Large multinational conglomerates increasingly face mandatory environmental disclosure obligations. The SEC adopted rules requiring publicly traded companies to disclose material Scope 1 greenhouse gas emissions (direct emissions from company-owned sources) and Scope 2 emissions (indirect emissions from purchased energy), with large accelerated filers subject to the earliest compliance timelines.16U.S. Securities and Exchange Commission. SEC Adopts Rules to Enhance and Standardize Climate-Related Disclosures for Investors These rules have faced legal challenges, and the compliance timeline has been subject to judicial review. Conglomerates with diverse industrial operations spanning manufacturing, energy, and transportation face particularly complex measurement and reporting obligations across their subsidiary networks.

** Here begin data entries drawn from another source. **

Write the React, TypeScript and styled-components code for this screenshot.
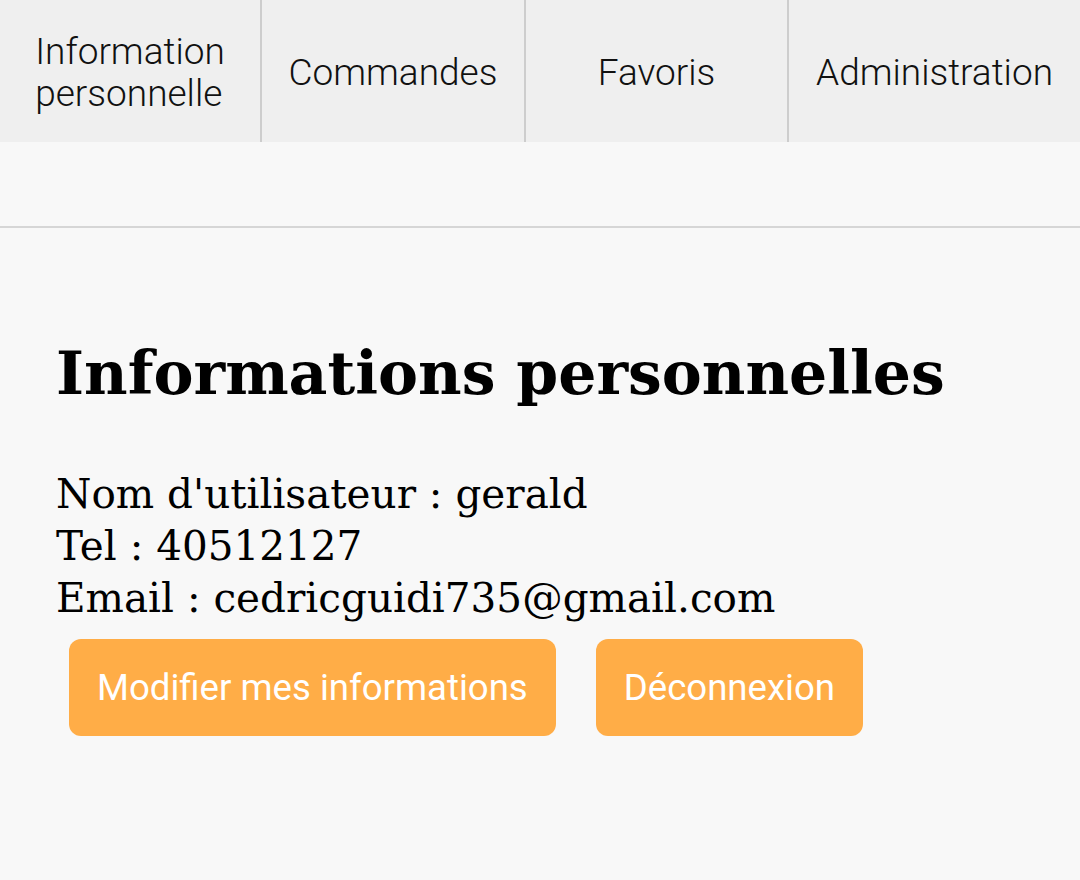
import React from "react";
import styled, { createGlobalStyle } from "styled-components";

const Global = createGlobalStyle`
  html, body { margin: 0; padding: 0; background: #f8f8f8; }
  body { font-family: "DejaVu Serif", "Liberation Serif", serif; color: #000; }
`;

const Page = styled.div`
  width: 1080px;
  min-height: 880px;
  background: #f8f8f8;
`;

const TabBar = styled.nav`
  display: grid;
  grid-template-columns: 262px 264px 263px 1fr;
  height: 142px;
  background: #efefef;
`;

const Tab = styled.div<{ $last?: boolean }>`
  display: flex;
  align-items: center;
  justify-content: center;
  padding-top: 4px;
  text-align: left;
  font-family: Roboto, "Noto Sans", sans-serif;
  font-weight: 300;
  font-size: 37px;
  line-height: 42px;
  color: #111;
  border-right: ${(p) => (p.$last ? "none" : "2px solid #cdcdcd")};
`;

const Spacer = styled.div`
  height: 84px;
  border-bottom: 2px solid #d6d6d6;
`;

const Content = styled.main`
  padding: 110px 56px 0;
`;

const Title = styled.h1`
  margin: 0 0 60px;
  font-family: "DejaVu Serif", serif;
  font-weight: 700;
  font-size: 60px;
  line-height: 70px;
`;

const Info = styled.div`
  font-size: 40.5px;
  line-height: 52px;
`;

const Actions = styled.div`
  display: flex;
  gap: 40px;
  padding: 15px 0 0 13px;
`;

const Button = styled.button`
  height: 97px;
  padding: 0 28px;
  border: none;
  border-radius: 12px;
  background: #ffad47;
  color: #fff;
  font-family: Roboto, "Noto Sans", sans-serif;
  font-size: 36.6px;
  cursor: pointer;
`;

export default function App() {
  return (
    <Page>
      <Global />
      <TabBar>
        <Tab>
          Information
          <br />
          personnelle
        </Tab>
        <Tab>Commandes</Tab>
        <Tab>Favoris</Tab>
        <Tab $last>Administration</Tab>
      </TabBar>
      <Spacer />
      <Content>
        <Title>Informations personnelles</Title>
        <Info>
          <div>Nom d'utilisateur : gerald</div>
          <div>Tel : 40512127</div>
          <div>Email : cedricguidi735@gmail.com</div>
        </Info>
        <Actions>
          <Button>Modifier mes informations</Button>
          <Button>Déconnexion</Button>
        </Actions>
      </Content>
    </Page>
  );
}
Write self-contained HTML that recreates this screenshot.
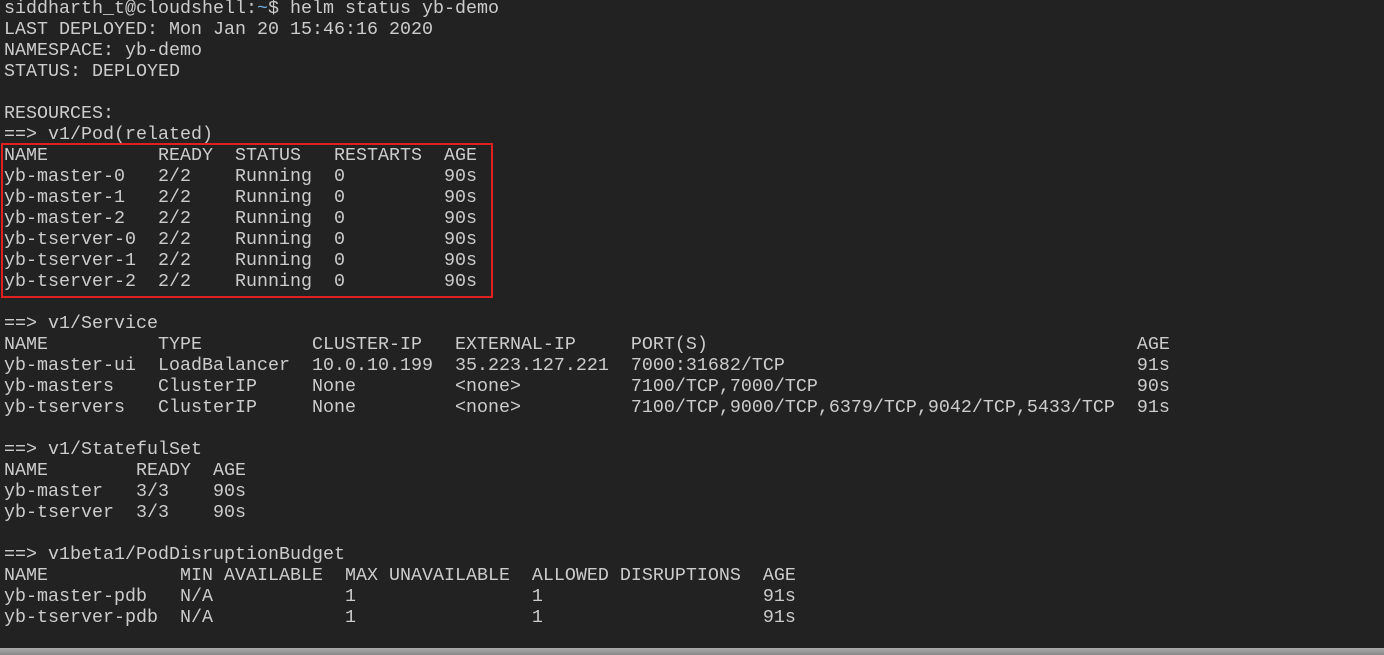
<!DOCTYPE html>
<html><head><style>
html,body{margin:0;padding:0;width:1384px;height:655px;overflow:hidden;background:#222222;}
pre{position:absolute;left:4px;top:-2px;margin:0;font-family:"Liberation Mono",monospace;font-size:18.33px;line-height:21px;color:#cccccc;}
.t{color:#6fa8dc;}
.box{position:absolute;left:1px;top:143px;width:488px;height:151px;border:2px solid #e0201f;}
.bar{position:absolute;left:0;top:648px;width:1384px;height:7px;background:linear-gradient(#aaa,#888);}
</style></head><body>
<pre>siddharth_t@cloudshell:<span class="t">~</span>$ helm status yb-demo
LAST DEPLOYED: Mon Jan 20 15:46:16 2020
NAMESPACE: yb-demo
STATUS: DEPLOYED

RESOURCES:
==> v1/Pod(related)
NAME          READY  STATUS   RESTARTS  AGE
yb-master-0   2/2    Running  0         90s
yb-master-1   2/2    Running  0         90s
yb-master-2   2/2    Running  0         90s
yb-tserver-0  2/2    Running  0         90s
yb-tserver-1  2/2    Running  0         90s
yb-tserver-2  2/2    Running  0         90s

==> v1/Service
NAME          TYPE          CLUSTER-IP   EXTERNAL-IP     PORT(S)                                       AGE
yb-master-ui  LoadBalancer  10.0.10.199  35.223.127.221  7000:31682/TCP                                91s
yb-masters    ClusterIP     None         &lt;none&gt;          7100/TCP,7000/TCP                             90s
yb-tservers   ClusterIP     None         &lt;none&gt;          7100/TCP,9000/TCP,6379/TCP,9042/TCP,5433/TCP  91s

==> v1/StatefulSet
NAME        READY  AGE
yb-master   3/3    90s
yb-tserver  3/3    90s

==> v1beta1/PodDisruptionBudget
NAME            MIN AVAILABLE  MAX UNAVAILABLE  ALLOWED DISRUPTIONS  AGE
yb-master-pdb   N/A            1                1                    91s
yb-tserver-pdb  N/A            1                1                    91s
</pre>
<div class="box"></div>
<div class="bar"></div>
</body></html>
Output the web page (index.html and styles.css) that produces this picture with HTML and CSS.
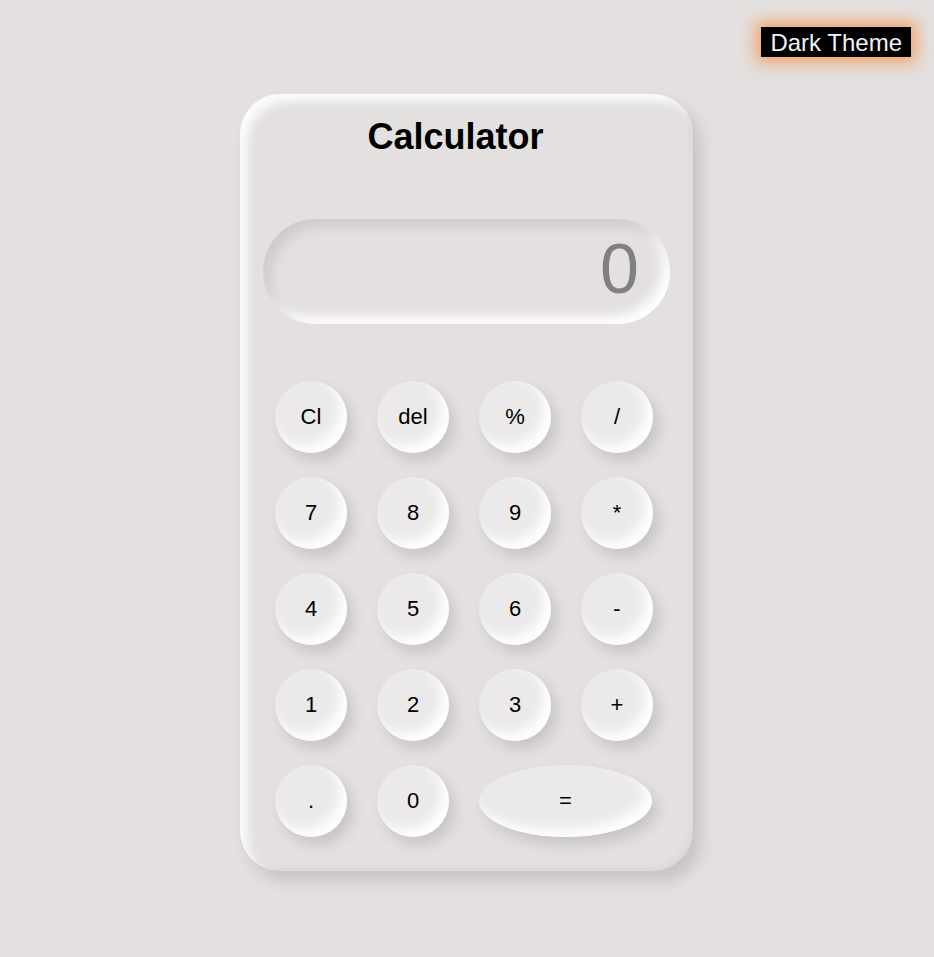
FILE: index.html
```html
<!DOCTYPE html>
<html lang="en">
<head>
<meta charset="utf-8">
<title>Calculator</title>
<link rel="stylesheet" href="styles.css">
</head>
<body>
<header class="topbar">
  <button class="theme-btn" type="button">Dark Theme</button>
</header>
<main class="calc">
  <h1 class="calc-title">Calculator</h1>
  <div class="display">0</div>
  <div class="keys">
    <button class="key">Cl</button>
    <button class="key">del</button>
    <button class="key">%</button>
    <button class="key">/</button>
    <button class="key">7</button>
    <button class="key">8</button>
    <button class="key">9</button>
    <button class="key">*</button>
    <button class="key">4</button>
    <button class="key">5</button>
    <button class="key">6</button>
    <button class="key">-</button>
    <button class="key">1</button>
    <button class="key">2</button>
    <button class="key">3</button>
    <button class="key">+</button>
    <button class="key">.</button>
    <button class="key">0</button>
    <button class="key key-wide">=</button>
  </div>
</main>
</body>
</html>
```

FILE: styles.css
```css
* { box-sizing: border-box; }

html, body {
  margin: 0;
  padding: 0;
}

body {
  background: #e3e0df;
  font-family: "Liberation Sans", Arial, sans-serif;
  color: #000;
  min-height: 957px;
  padding-right: 1px;
}

.topbar {
  display: flex;
  justify-content: flex-end;
  padding: 27px 22px 0 0;
}

.theme-btn {
  font-family: "Liberation Sans", Arial, sans-serif;
  font-size: 24px;
  line-height: 31px;
  height: 30px;
  padding: 0 9px;
  border: none;
  background: #000;
  color: #eef2f7;
  box-shadow: 0 0 16px 5px rgba(245, 140, 60, 0.75);
}

.calc {
  width: 453px;
  margin: 37px auto 0;
  padding: 23px 23px 34px;
  border-radius: 40px;
  background: #e3e0df;
  box-shadow:
    8px 10px 16px rgba(0, 0, 0, 0.13),
    inset 8px 8px 10px rgba(255, 255, 255, 0.85),
    inset -3px -3px 6px rgba(0, 0, 0, 0.04);
}

.calc-title {
  margin: 0 22px 0 0;
  font-size: 36px;
  font-weight: bold;
  text-align: center;
  line-height: 40px;
}

.display {
  margin-top: 62px;
  height: 105px;
  border-radius: 52px;
  padding: 10px 31px 0;
  text-align: right;
  font-size: 70px;
  line-height: 80px;
  color: #808080;
  background: #e3e0df;
  box-shadow:
    inset 8px 8px 12px rgba(0, 0, 0, 0.09),
    inset -8px -8px 12px rgba(255, 255, 255, 0.95);
}

.keys {
  margin-top: 57px;
  padding-left: 12px;
  display: grid;
  grid-template-columns: repeat(4, 72px);
  grid-auto-rows: 72px;
  column-gap: 30px;
  row-gap: 24px;
}

.key {
  width: 72px;
  height: 72px;
  border: none;
  border-radius: 50%;
  font-family: "Liberation Sans", Arial, sans-serif;
  font-size: 22px;
  color: #000;
  background: #ebe9e9;
  box-shadow:
    6px 8px 14px rgba(0, 0, 0, 0.12),
    inset -8px -8px 12px rgba(255, 255, 255, 0.95);
  padding: 0;
}

.key-wide {
  grid-column: span 2;
  width: 173px;
}
```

Workforce and Immigration Considerations

Multinational conglomerates regularly move executives and specialized employees between countries. In the United States, the L-1A visa allows intra-company transferees in executive or managerial roles to work at a U.S. affiliate, subsidiary, or parent of their foreign employer. The employee must generally have worked for the qualifying organization abroad for one continuous year within the three years immediately before entering the United States.17U.S. Citizenship and Immigration Services. L-1A Intracompany Transferee Executive or Manager

Beyond immigration, conglomerates must comply with labor and employment laws that vary dramatically from country to country. Wage and hour standards, employee termination protections, collective bargaining requirements, and workplace safety regulations differ in each jurisdiction where the company operates. Environmental regulations add another compliance dimension, with some countries imposing strict emissions limits and remediation obligations that do not exist elsewhere. Legal teams typically maintain dedicated compliance functions in each major operating jurisdiction to monitor evolving requirements and ensure every subsidiary remains in good standing with local authorities.